Whitman Archive ID: loc.03911
Contributors to digital file: Kirsten Clawson, Nima Najafi Kianfar, Stefan Schöberlein, and Nicole Gray
Sunday Sept: 24 '82
Your letter of over a week ago rec'd—& I should have answer'd before, but I expected to come down myself, or send word—but one thing or another delays the publication of my new book, & I am waiting for that—it is all printed and ready, & will be out early this coming week—I will bring you one when I come down—there is lots in about the pond & the old lane &c. and my times there five or six years ago—(but there are ever so many subjects in it)—
—I went round yesterday in the rain to make a short visit to Mrs Rogers1—She is pretty well, considering—complains of being weak in the limbs & flush'd with the heat, but sat in the parlor & talked very cheerful & friendly, some time—said she hoped you would come up very soon—I ask'd if she didnt intend going down to your house soon—she said no, she expected to go on east (Mass:) to see her daughter—she said Amos was to be home that Saturday evening, to stay over Sunday—ask'd me to come around & get acquainted with him—So I had a very pleasant little visit—Every thing there look'd about the same, nice & comfortable—Jane came to the door—
We have had nothing but rain, rain, here, the last three or four days—seems to pour down all day long—it is well I didn't come down early in the week as I had intended but now as I write (Sunday, late forenoon) it is very pleasant sunshiny again—as I sit here the bells are ringing for church, off aways—sounds very good—every thing quite delightful after the long dark equinoctial storm—but I just wish I was down there this minute—a day there in the woods—
—Where my books are now publish'd is 23 South 9th Street, Philadelphia2 (not far from Leary's book store)—and they have fixed me up a big table and arm chair, by a window up stairs, all to myself—& there I go for an hour or two or three, every day if I like—the whole building is stuff'd with books, some old, some very costly, some very rare—all the histories, dictionaries &c. you can think of, & everything else—
—Nothing very new with me—I still keep well—eat my rations every time—I havn't seen or heard any thing of Harry or any of you for a long time—except I saw Joe3 at the ferry over a week ago—I want to come down Friday next, to Kirkwood, in the usual 4 o'clock train—shall be down Friday4—Love to you and George, Ruthy & all—
2. On September 24 the Springfield Republican said: "It is to be regretted that Whitman had not the patience to wait for some firm of consequence to take up the task Osgood so feebly laid down," and then cited an objectionable advertisement of Leaves of Grass, undoubtedly the one referred to in The Critic of October 7: "We learn from Messrs. Rees Welsh & Co. , of Philadelphia, that 'the party who inserted the advertisement' in which Mr. W's 'Leaves of Grass' was characterized as 'a daisy' 'has no longer charge of that department.'" [back]

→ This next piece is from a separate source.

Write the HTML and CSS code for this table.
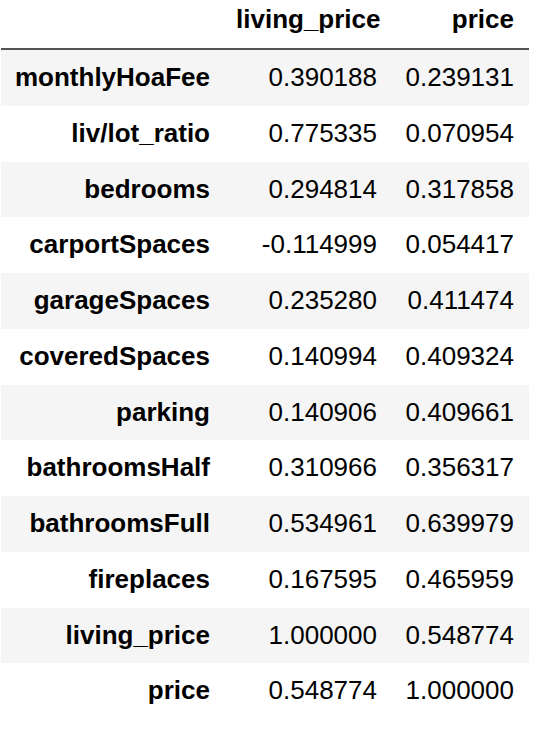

3. Susan Stafford's son-in-law, Joseph L. Browning. [back]
4. Whitman went to Glendale on September 30, Saturday, and remained there until October 3 (Whitman's Commonplace Book, Charles E. Feinberg Collection of the Papers of Walt Whitman, 1839–1919, Library of Congress, Washington, D.C.). See the jottings in November Boughs (Philadelphia: David McKay, 1888), 76–77. [back]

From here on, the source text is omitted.